Twilight of the Britons - Logo


Backstory

Back in 2013 Tom Loback and Vincent Tsao wrote a battle report for the Battle of Hastings under Twilight of the Sun King. This has been lurking in my subconscious ever since, kind of a innovation Viking waiting to spring. With my recent obsession with all things Arthurian I thought I’d pick up the conversation with Vincent and see what we could do to take Vincent’s Norman mods and turn them into a stand alone game.

My starting point was the original (2001) version of Twilight of the Sun-King. I actually wrote this in 1995 although it was only published in 2001. Being from the last century means it is quite dated in style. So I rewrote it to reflect my current thinking about game design. I haven’t published the 2022 draft as its main purpose was just to get a modern version of the rules to provide a more solid foundation for the new variant.

Britons-201 English advance
Britons-201 English advance

Then Vincent and I started tweaking to get the Arthurian vibe. Vincent’s mods were a great inspiration, but we didn’t stop there. We dropped the two base units and went for single base units. Inspired by Philip Sabin’s Analysis of Ancient Warfare in Lost Battles I went for basic troop types: heroes, heavy infantry (HI), light infantry (LI), heavy cavalry (HC) and light cavalry (LC). Vincent contributed the supplementary attributes for a unit, both the missile weapons (javelin, sling, foot bow, or horse bow) and the optional attributes for heavy units (armoured, aggressive, undisciplined, and well drilled). We also included Vincents’s ideas on recoil, evade, hold and impetuous advance. I added “curses” to give priests, druids and magicians a battlefield role; I might not believe in the efficacy of curses but the men of the time did. Units are rated brave (+1), epic (+2), or legendary (+3), with the great mass being brave and Arthur and his lot being legendary. I wanted a heroic feel to the game hence “heroes” not “generals” although they serve a similar purpose in the game. I adopted the cavalry threat rule of Andrew Coleby from the 2010 version of the rules (Version 1.1). Movement is far more generous than in the original rules where the games were often described as arthritic. I dropped the random end of battles in favour of a hard stop after one side loses 1/3 of their army.

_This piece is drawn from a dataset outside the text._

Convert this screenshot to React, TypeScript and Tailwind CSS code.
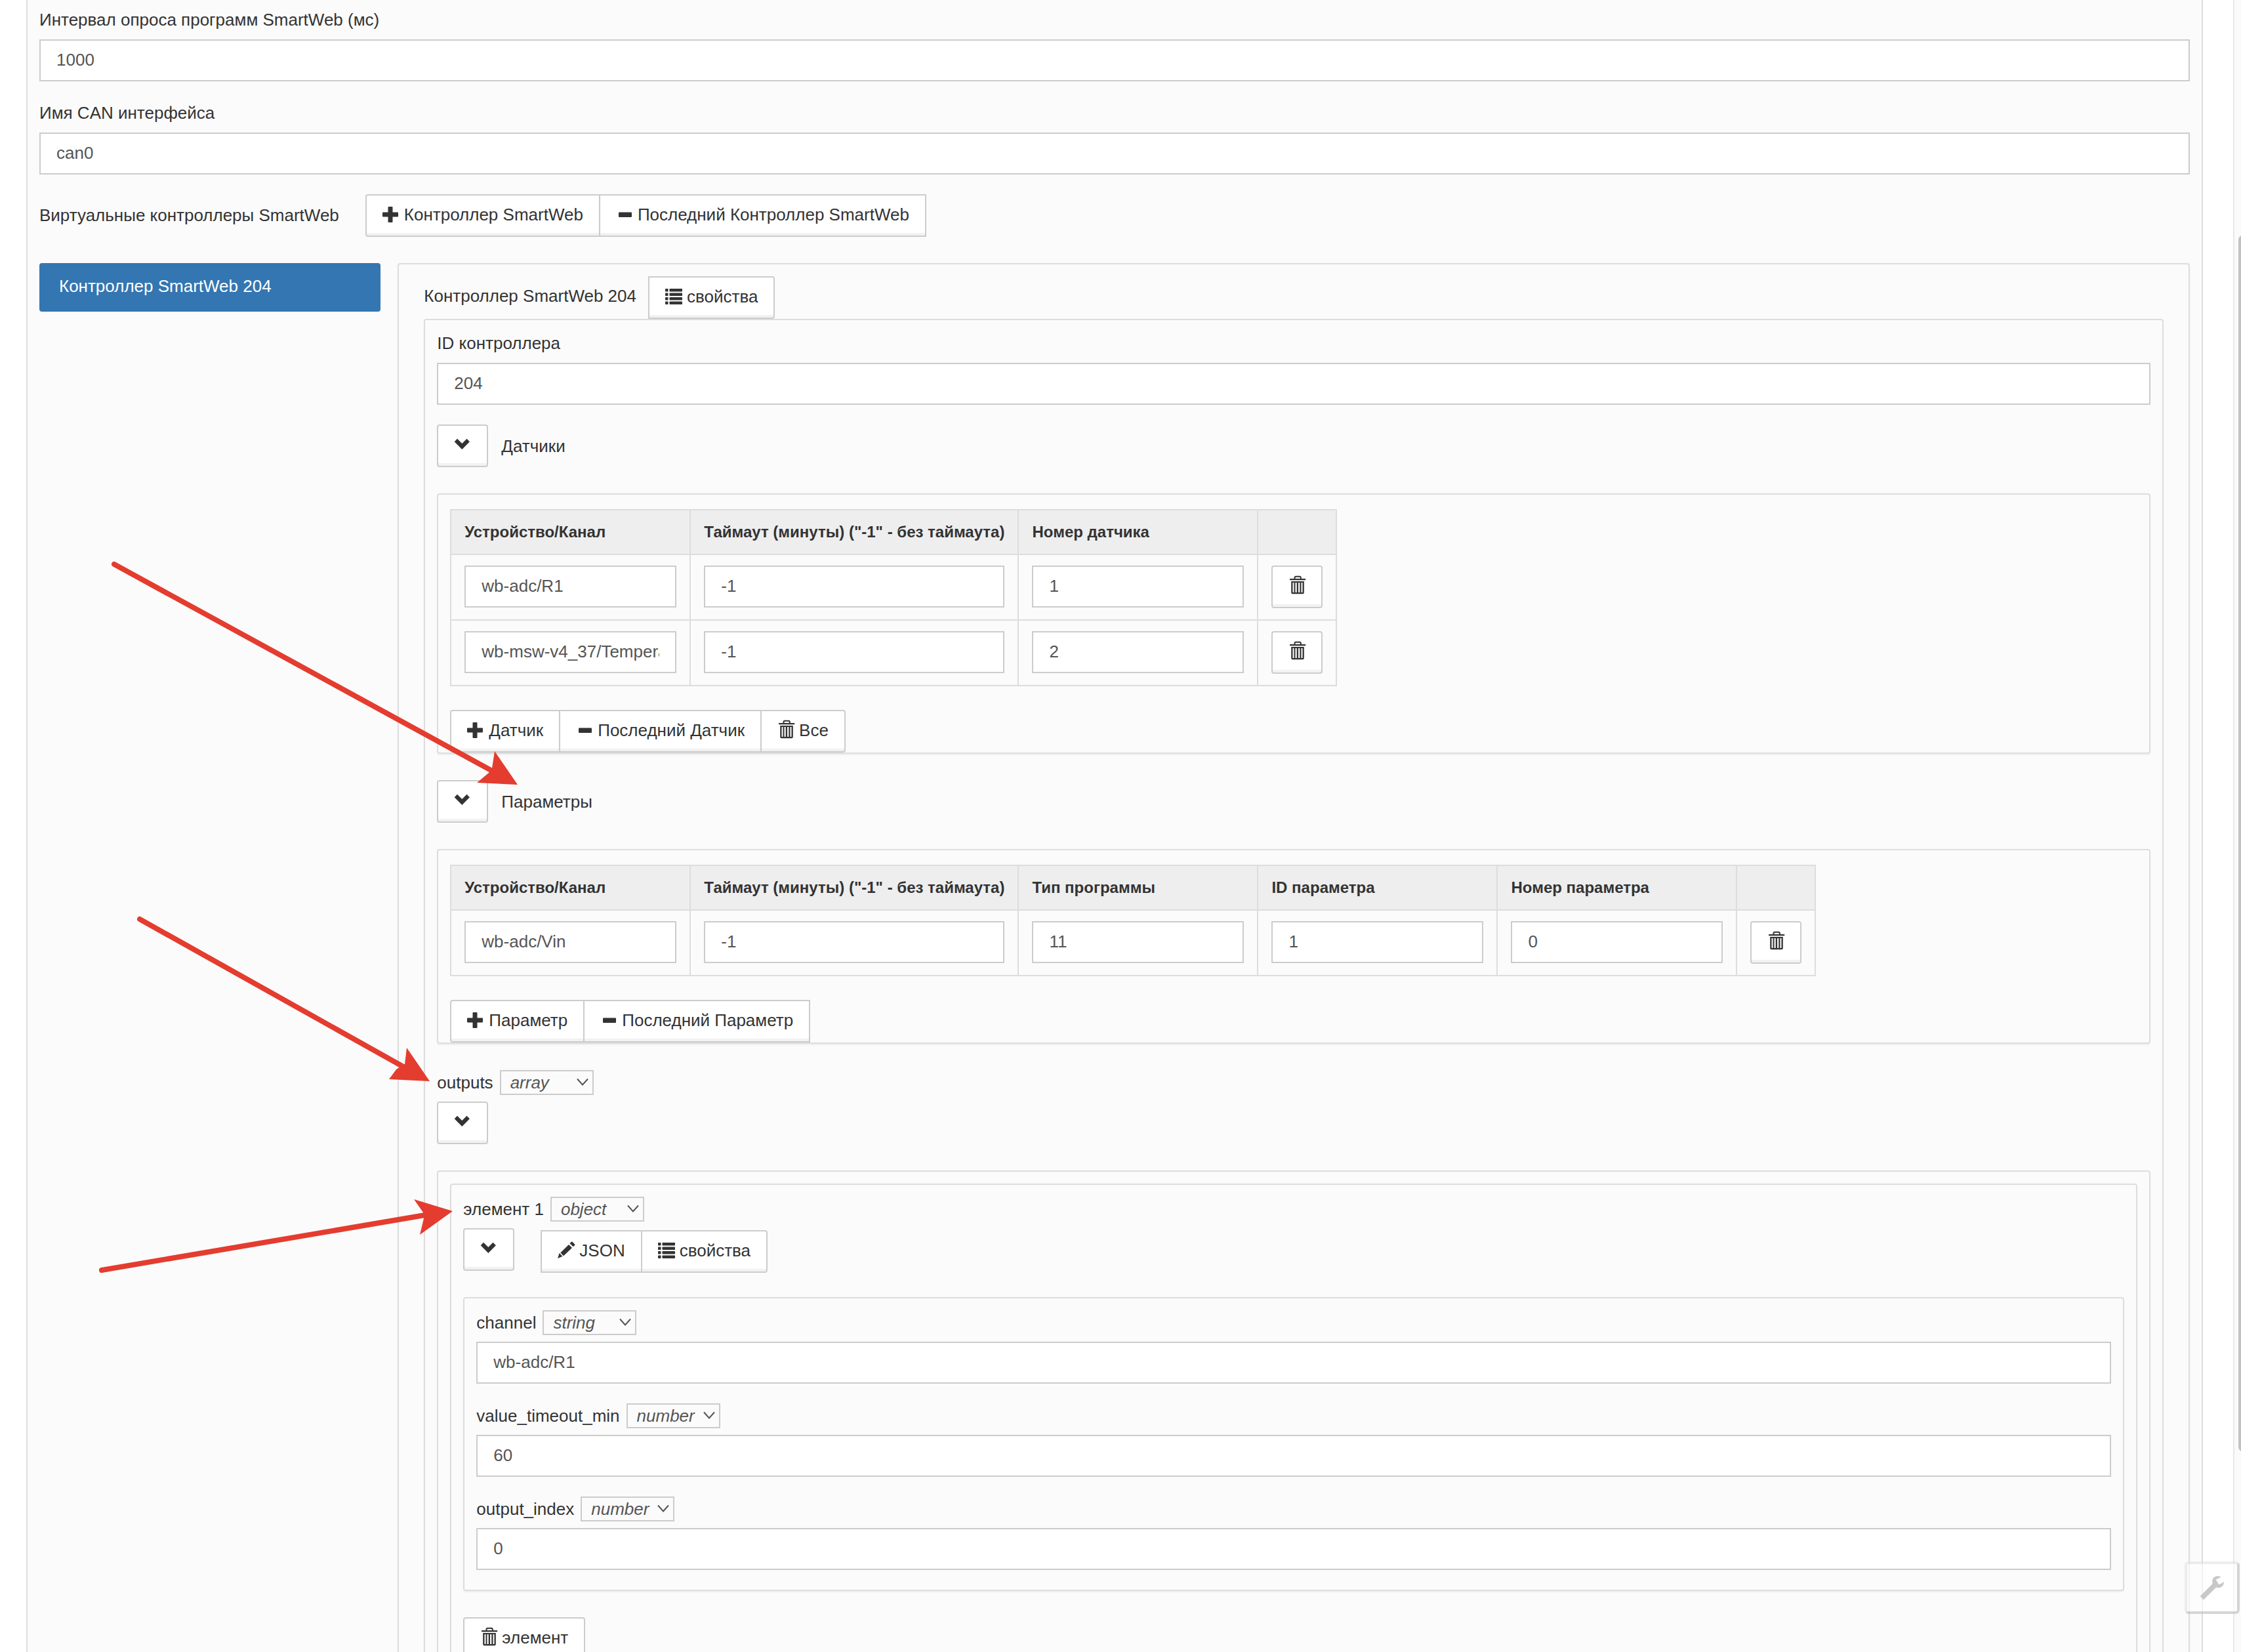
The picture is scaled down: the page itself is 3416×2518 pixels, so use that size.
import type { ReactNode } from "react";
import clsx from "clsx";

// ---------- Icons ----------
function Icon({ children }: { children: ReactNode }) {
  return (
    <svg
      className="w-[26px] h-[26px] shrink-0 overflow-visible"
      viewBox="0 0 26 26"
      fill="currentColor"
      aria-hidden="true"
    >
      {children}
    </svg>
  );
}

const PlusIcon = () => (
  <Icon>
    <path d="M9.5 1h5q1 0 1 1v7.500h7.500q1 0 1 1v5q0 1-1 1h-7.500v7.500q0 1-1 1h-5q-1 0-1-1v-7.500H1q-1 0-1-1v-5q0-1 1-1h7.500V2q0-1 1-1z" />
  </Icon>
);

const MinusIcon = () => (
  <Icon>
    <rect x="4" y="9.500" width="20" height="7.500" rx="1" />
  </Icon>
);

const ListIcon = () => (
  <Icon>
    {[1, 7.5, 14, 20.5].map((y) => (
      <g key={y}>
        <rect x="0" y={y} width="4.500" height="4.500" rx="0.800" />
        <rect x="6.500" y={y} width="19.500" height="4.500" rx="0.800" />
      </g>
    ))}
  </Icon>
);

const PencilIcon = () => (
  <Icon>
    <path d="M0 25l2.700-8L7.500 22z" />
    <path d="M4.300 16.500L17 4l5 5L9 21.300z" />
    <path d="M18.500 2.300L20.700 0q1-1 2 0l3.200 3.200q1 1 0 2l-2.200 2.100z" />
  </Icon>
);

const TrashIcon = () => (
  <Icon>
    <g transform="translate(1.500 0.500)">
      <path d="M8 2.500V0q0-1.800 1.800-1.800h5.700q1.800 0 1.800 1.800v2.500" fill="none" stroke="currentColor" strokeWidth="2" />
      <rect x="0.500" y="1.500" width="24.200" height="2.200" rx="0.500" />
      <path d="M2.700 5.500h19.600v17.200q0 2-2 2H4.700q-2 0-2-2zM5 7.500v15h2v-15zM9 7.500v15h2.200v-15zM13.600 7.500v15h2.200v-15zM18 7.500v15h2v-15z" fillRule="evenodd" />
    </g>
  </Icon>
);

const ChevronIcon = () => (
  <Icon>
    <path d="M0.700 8.300L5 3.700l7.300 7.300 7.200-7.300 4.400 4.600L12.300 20z" />
  </Icon>
);

// ---------- Controls ----------
function Button({ children, label, className }: { children: ReactNode; label?: string; className?: string }) {
  return (
    <button
      type="button"
      aria-label={label}
      className={clsx(
        "h-[65px] px-6 pb-[3px] flex items-center gap-[7px] bg-white border-2 border-[#ccc] text-[#333] whitespace-nowrap shadow-[inset_0_-4px_0_#f2f2f2] cursor-pointer",
        className
      )}
    >
      {children}
    </button>
  );
}

function CollapseButton({ label }: { label: string }) {
  return (
    <Button label={label} className="rounded-[4px] shrink-0">
      <ChevronIcon />
    </Button>
  );
}

function TextInput({ id, value, label, className }: { id?: string; value: string; label?: string; className?: string }) {
  return (
    <input
      id={id}
      type="text"
      aria-label={label}
      defaultValue={value}
      className={clsx("block h-16 px-6 pb-[2px] bg-white border-2 border-[#ccc] text-[#555] outline-none", className)}
    />
  );
}

function TypeSelect({ id, value }: { id?: string; value: string }) {
  return (
    <div className="relative">
      <select
        id={id}
        aria-label="Тип значения"
        defaultValue={value}
        className="block w-[143px] h-[38px] pl-[14px] appearance-none bg-transparent border-2 border-[#ccc] text-[#555] italic leading-[32px] outline-none"
      >
        {["string", "number", "object", "array"].map((type) => (
          <option key={type}>{type}</option>
        ))}
      </select>
      <svg
        className="absolute right-2 top-3 w-[18px] h-3 pointer-events-none"
        viewBox="0 0 18 12"
        fill="none"
        stroke="#555"
        strokeWidth="2"
        aria-hidden="true"
      >
        <path d="M1 1.500l8 9 8-9" />
      </svg>
    </div>
  );
}

function Panel({ children, className }: { children: ReactNode; className?: string }) {
  return (
    <div className={clsx("border-2 border-[#ddd] rounded-[4px] shadow-[0_2px_2px_rgba(0,0,0,0.05)]", className)}>
      {children}
    </div>
  );
}

function Field({ id, label, value }: { id: string; label: string; value: string }) {
  return (
    <div>
      <label htmlFor={id} className="block mb-[11px]">{label}</label>
      <TextInput id={id} value={value} className="w-full" />
    </div>
  );
}

function TypedField({ id, label, type, value }: { id: string; label: string; type: string; value: string }) {
  return (
    <div>
      <div className="flex items-center gap-[10px] mb-[10px]">
        <label htmlFor={id}>{label}</label>
        <TypeSelect value={type} />
      </div>
      <TextInput id={id} value={value} className="w-full" />
    </div>
  );
}

function ChannelTable({ columns, rows }: { columns: string[]; rows: string[][] }) {
  return (
    <table className="border-collapse">
      <thead>
        <tr className="bg-[#eee] text-left text-[24px] leading-[34px]">
          {columns.map((column) => (
            <th key={column} className="border-2 border-[#ddd] px-5 py-4 font-bold whitespace-nowrap">
              {column}
            </th>
          ))}
          <th className="border-2 border-[#ddd]"></th>
        </tr>
      </thead>
      <tbody>
        {rows.map((row, i) => (
          <tr key={i}>
            {row.map((value, j) => (
              <td key={j} className="border-2 border-[#ddd] px-5 pt-4 pb-[17px] align-top">
                <TextInput
                  value={value}
                  label={columns[j]}
                  className={j === 1 ? "w-full" : "w-[323px]"}
                />
              </td>
            ))}
            <td className="border-2 border-[#ddd] px-5 pt-4 pb-[17px] align-top">
              <Button label="Удалить" className="rounded-[4px]">
                <TrashIcon />
              </Button>
            </td>
          </tr>
        ))}
      </tbody>
    </table>
  );
}

function Arrows() {
  return (
    <svg
      className="absolute inset-0 w-full h-full pointer-events-none"
      fill="#e43c2f"
      stroke="#e43c2f"
      strokeLinecap="round"
      aria-hidden="true"
    >
      <path d="M174 860L752 1176M213 1401L615 1626M155 1936L648 1852" strokeWidth="8" />
      <path d="M789 1196L754 1145 750 1171 745 1178 727 1193z" stroke="none" />
      <path d="M655 1648L620 1597 617 1622 604 1630 593 1645z" stroke="none" />
      <path d="M690 1846L631 1828 645 1848 646 1857 640 1882z" stroke="none" />
    </svg>
  );
}

export default function App() {
  return (
    <div className="relative h-screen overflow-hidden flex bg-white text-[#333] text-[26px] leading-[37px] font-['Liberation_Sans',Arial,sans-serif]">
      <main className="flex-1 min-w-0 pl-10 pr-[46px]">
        <div className="h-full border-x-2 border-[#ddd] bg-[#fbfbfb] px-[18px] pt-3">
          <Field id="poll-interval" label="Интервал опроса программ SmartWeb (мс)" value="1000" />
          <div className="mt-[30px]">
            <Field id="can-name" label="Имя CAN интерфейса" value="can0" />
          </div>

          <div className="flex items-center gap-10 mt-[30px]">
            <h2>Виртуальные контроллеры SmartWeb</h2>
            <div className="flex">
              <Button className="rounded-l-[4px]">
                <PlusIcon />
                Контроллер SmartWeb
              </Button>
              <Button className="-ml-[2px]">
                <MinusIcon />
                Последний Контроллер SmartWeb
              </Button>
            </div>
          </div>

          <div className="flex mt-10">
            <nav className="w-1/6 shrink-0 pr-[26px]">
              <a href="#controller-204" className="block rounded-[4px] bg-[#3476b1] text-white px-[30px] pt-[17px] pb-5">
                Контроллер SmartWeb 204
              </a>
            </nav>

            {/* Controller details */}
            <Panel className="flex-1 min-w-0 px-[38px] pt-[18px] pb-10">
              <div id="controller-204" className="flex items-center gap-[18px]">
                <h3 className="pb-1">Контроллер SmartWeb 204</h3>
                <Button className="rounded-r-[4px]">
                  <ListIcon />
                  свойства
                </Button>
              </div>

              <Panel className="px-[18px] pt-[17px] pb-10">
                <Field id="controller-id" label="ID контроллера" value="204" />

                <div className="flex items-center gap-5 mt-[30px]">
                  <CollapseButton label="Свернуть датчики" />
                  <h4 className="pt-[2px]">Датчики</h4>
                </div>
                <Panel className="mt-10 px-[18px] pt-[22px]">
                  <ChannelTable
                    columns={["Устройство/Канал", 'Таймаут (минуты) ("-1" - без таймаута)', "Номер датчика"]}
                    rows={[
                      ["wb-adc/R1", "-1", "1"],
                      ["wb-msw-v4_37/Temperature", "-1", "2"],
                    ]}
                  />
                  <div className="flex mt-9">
                    <Button className="rounded-l-[4px]">
                      <PlusIcon />
                      Датчик
                    </Button>
                    <Button className="-ml-[2px]">
                      <MinusIcon />
                      Последний Датчик
                    </Button>
                    <Button className="-ml-[2px] rounded-r-[4px]">
                      <TrashIcon />
                      Все
                    </Button>
                  </div>
                </Panel>

                <div className="flex items-center gap-5 mt-10">
                  <CollapseButton label="Свернуть параметры" />
                  <h4 className="pt-[2px]">Параметры</h4>
                </div>
                <Panel className="mt-10 px-[18px] pt-[22px]">
                  <ChannelTable
                    columns={[
                      "Устройство/Канал",
                      'Таймаут (минуты) ("-1" - без таймаута)',
                      "Тип программы",
                      "ID параметра",
                      "Номер параметра",
                    ]}
                    rows={[["wb-adc/Vin", "-1", "11", "1", "0"]]}
                  />
                  <div className="flex mt-9">
                    <Button className="rounded-l-[4px]">
                      <PlusIcon />
                      Параметр
                    </Button>
                    <Button className="-ml-[2px]">
                      <MinusIcon />
                      Последний Параметр
                    </Button>
                  </div>
                </Panel>

                {/* Outputs */}
                <div className="flex items-center gap-[10px] mt-10">
                  <label htmlFor="outputs-type">outputs</label>
                  <TypeSelect id="outputs-type" value="array" />
                </div>
                <div className="mt-[10px]">
                  <CollapseButton label="Свернуть outputs" />
                </div>
                <Panel className="mt-10 p-[18px]">
                  <Panel className="p-[18px]">
                    <div className="flex items-center gap-[10px]">
                      <label htmlFor="item-type">элемент 1</label>
                      <TypeSelect id="item-type" value="object" />
                    </div>
                    <div className="flex items-start gap-10 mt-[10px]">
                      <CollapseButton label="Свернуть элемент 1" />
                      <div className="flex pt-[3px]">
                        <Button>
                          <PencilIcon />
                          JSON
                        </Button>
                        <Button className="-ml-[2px] rounded-r-[4px]">
                          <ListIcon />
                          свойства
                        </Button>
                      </div>
                    </div>

                    <Panel className="flex flex-col gap-[30px] mt-[37px] px-[18px] pt-[18px] pb-[30px]">
                      <TypedField id="channel" label="channel" type="string" value="wb-adc/R1" />
                      <TypedField id="value-timeout" label="value_timeout_min" type="number" value="60" />
                      <TypedField id="output-index" label="output_index" type="number" value="0" />
                    </Panel>
                    <div className="flex mt-10">
                      <Button className="rounded-[4px]">
                        <TrashIcon />
                        элемент
                      </Button>
                    </div>
                  </Panel>
                </Panel>
              </Panel>
            </Panel>
          </div>
        </div>
      </main>

      {/* Scrollbar */}
      <aside className="relative w-3 shrink-0 overflow-hidden bg-[#fafafa] border-l-2 border-[#e8e8e8]">
        <div className="absolute left-[6px] top-[14.2%] w-4 h-[73.7%] rounded-full bg-[#c2c2c2]" />
      </aside>

      <Arrows />

      <button
        type="button"
        aria-label="Настройки"
        className="absolute right-[2px] bottom-[58px] w-[84px] h-20 flex items-center justify-center rounded-[6px] border-4 border-t-black/7 border-l-black/7 border-r-black/16 border-b-black/16 bg-white/60 text-[#c8c8c8] cursor-pointer"
      >
        <svg className="w-9 h-9" viewBox="0 0 36 36" fill="currentColor" aria-hidden="true">
          <path d="M31.700 1.700C27.500-.8 22-.3 19.300 4 18 6.500 17.900 9 18.700 12L.5 30q-1 1 0 2L4 35.500q1 1 2 0L24 17.600C30.500 19.500 36 16 36 9.300l-7.700 4-4.600-7.600z" />
        </svg>
      </button>
    </div>
  );
}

Throughout that process I stuck to my design goal of a two page set of rules, despite urging from Vincent to relax that constraint. I like a hard limit on rule size as it forces me to make hard game design decisions. I did, however, add four pages of army lists: Romano-British (407-470 AD), English (429-1075 AD), Briton (471-580 AD) and Northern Briton (580-1054 AD), Western Briton (580-1149 AD), Gewissei, Picts (211-900AD), Scots-Irish (55BC-900AD), Scots (900-1124 AD), Norse-Irish (842-1300 AD), and Northmen (790 – 1280 AD.


Download Twilight of the Britons

You can download Twilight of the Britons as a PDF.

Twilight of the Britons - Download


Versions

Version 1.0 (18 June 2022)

The first publicly available version.

22 thoughts on “Download Twilight of the Britons – Fast play rules for the English Invasion of Britain”

  1. I just love the elegance of TotSK’s mechanisms and design… I must confess I’m not usually that interested in Dark age warfare, but this might prove a (literal) game-changer. Thanks!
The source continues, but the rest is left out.